Misau, therefore, said that Saraki should not be blamed for the inability of Lawan to emerge as Majority Leader of the Eighth Senate as proposed by the leadership of the APC.
He explained that rather than blame Saraki, aggrieved party members should focus attention on the North-East caucus of the APC in the Senate, who overwhelmingly voted against the party’s choice.
“Out of the 11 Senators who are members of the caucus, eight voted for Ndume while three voted for Lawan and since politics is a game of numbers, the candidate with majority of the senators emerged as leader,” he said.
Misau noted that the explanation became necessary in view of the belief that the senate president deliberately antagonised the party leadership by refusing to name Lawan and the others into leadership positions.
He said, “Many people did not know or understand what happened then. Truly, many of us prefer Ndume to Lawan. The fact that Ndume contested the post of Deputy Senate President and at that time and he sought the support of most senators, made it easy for him to get our support.
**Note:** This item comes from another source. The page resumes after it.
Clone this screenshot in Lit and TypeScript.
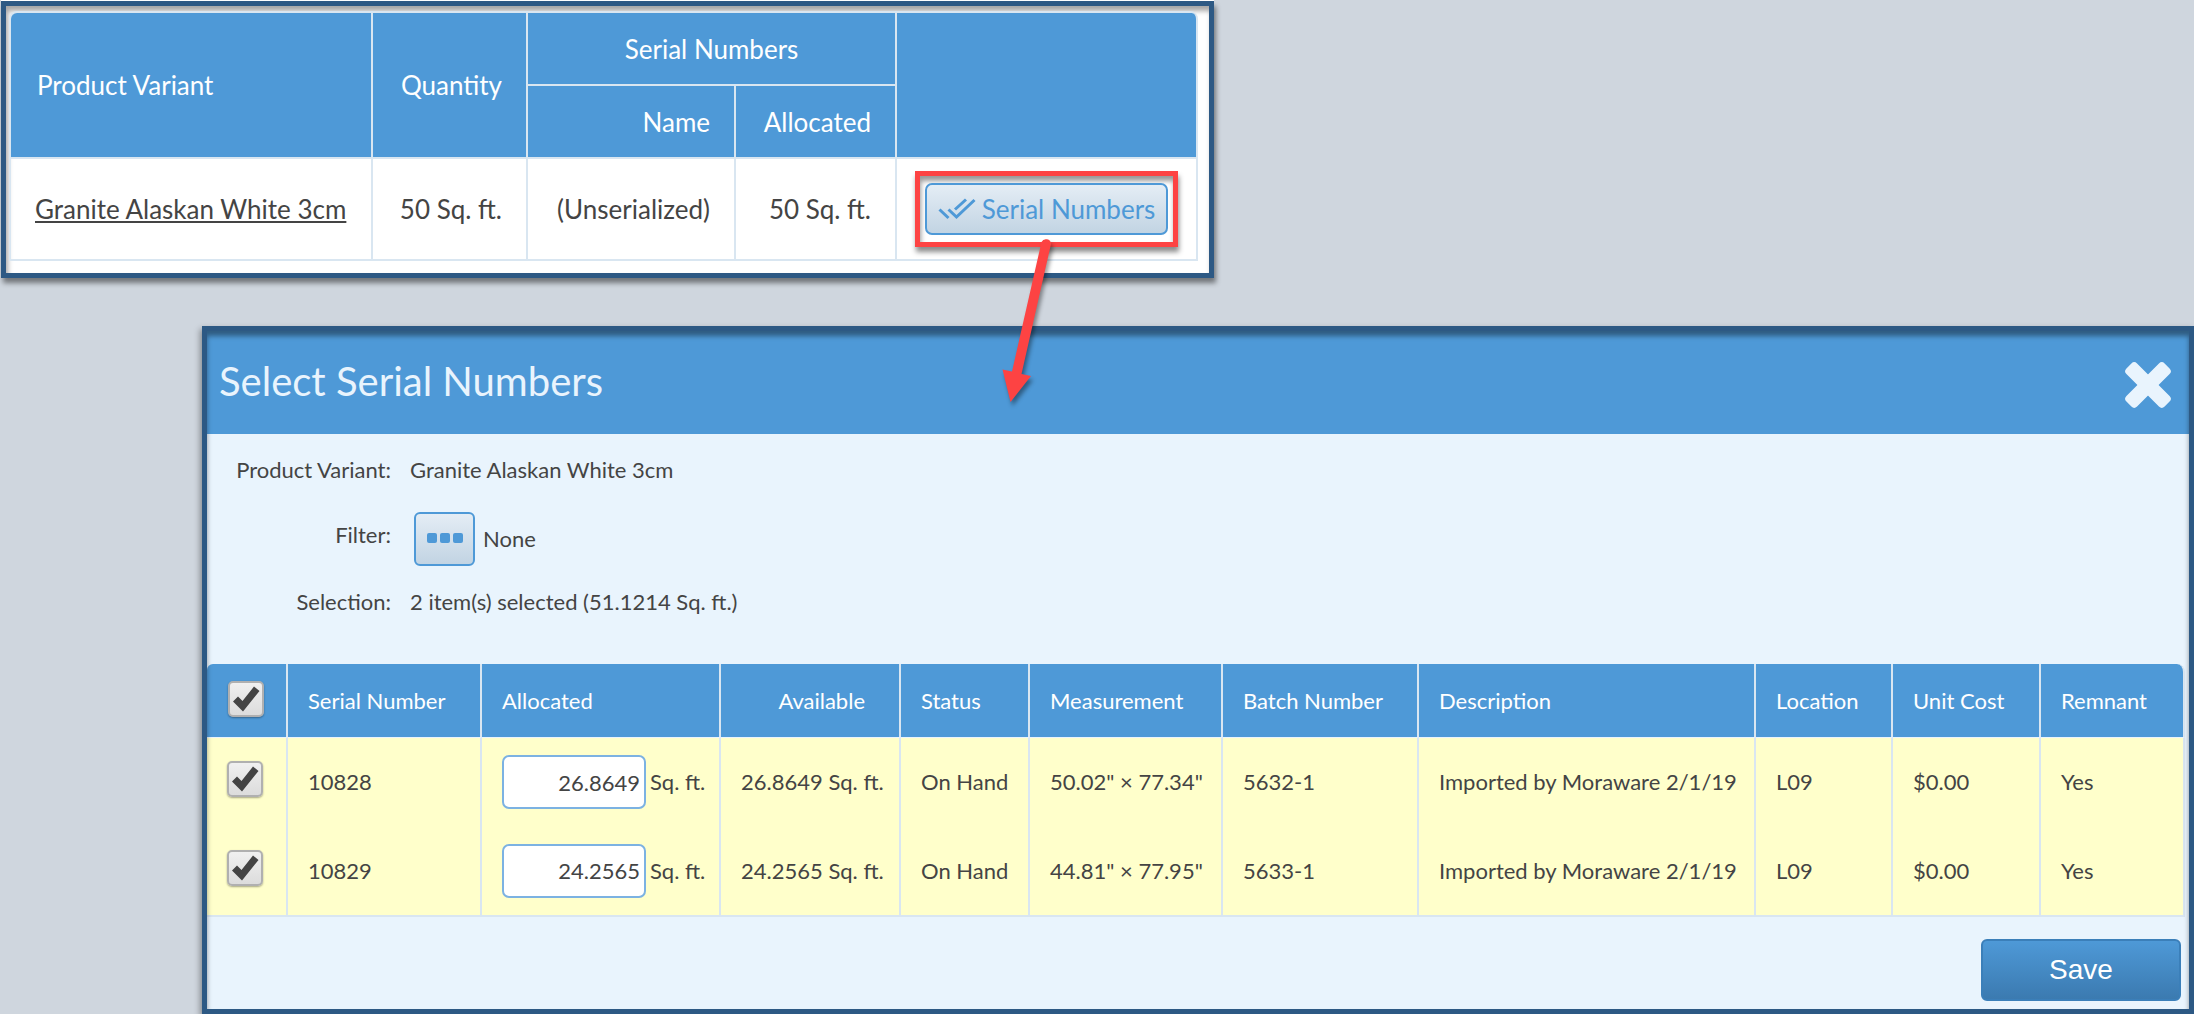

“In any case, Senator Lawan never told anybody that he was interested in the post of the majority leader. We therefore voted for a person who actually lobbied and sought for our support. So, we take responsibility for our decisions. Nobody should blame the Senate President.
“The Senate President is just first among equals. He represents one district like every other senator. He is not like a state governor or President who has executive powers and discretion to select ministers and commissioners.
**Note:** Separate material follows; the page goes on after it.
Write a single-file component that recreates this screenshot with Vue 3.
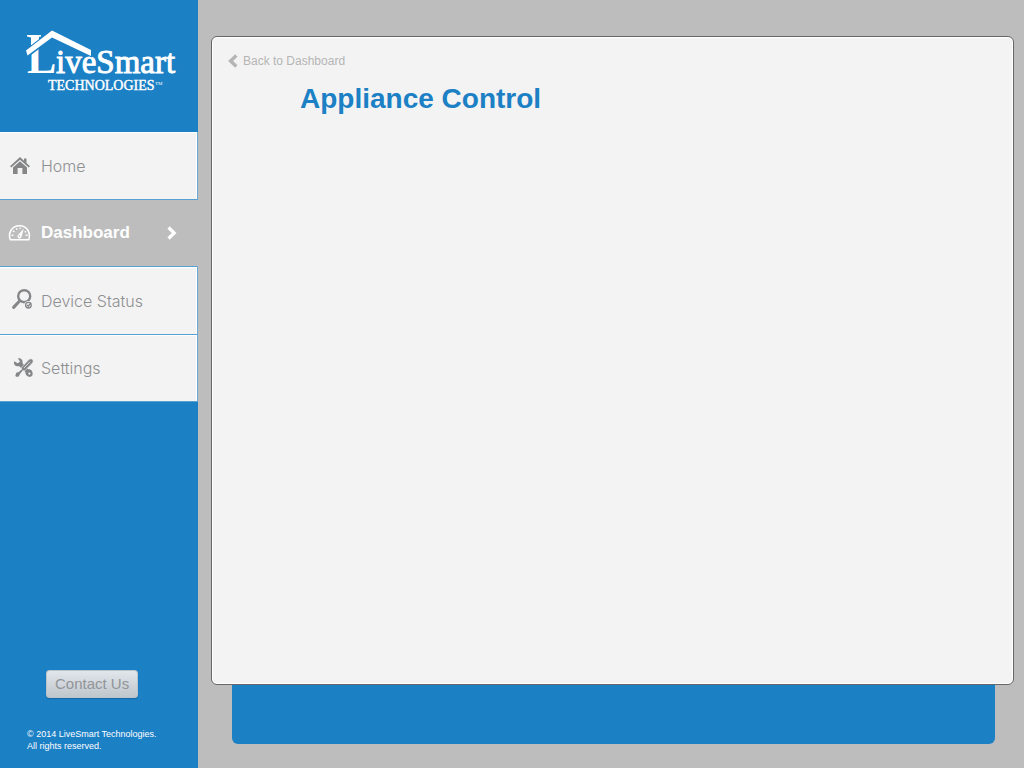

“The Senate President must always do what the senators want and must even carry along his colleagues at all times. Saraki is very popular among us today because he is always respecting our opinion and usually doing what we want.
“He has a way of relating to all of us as equals that we are and trying to aggregate the overall interest and position of majority in taking decisions. So, when we said we wanted Ndume as Senate majority leader, he could not have done otherwise.”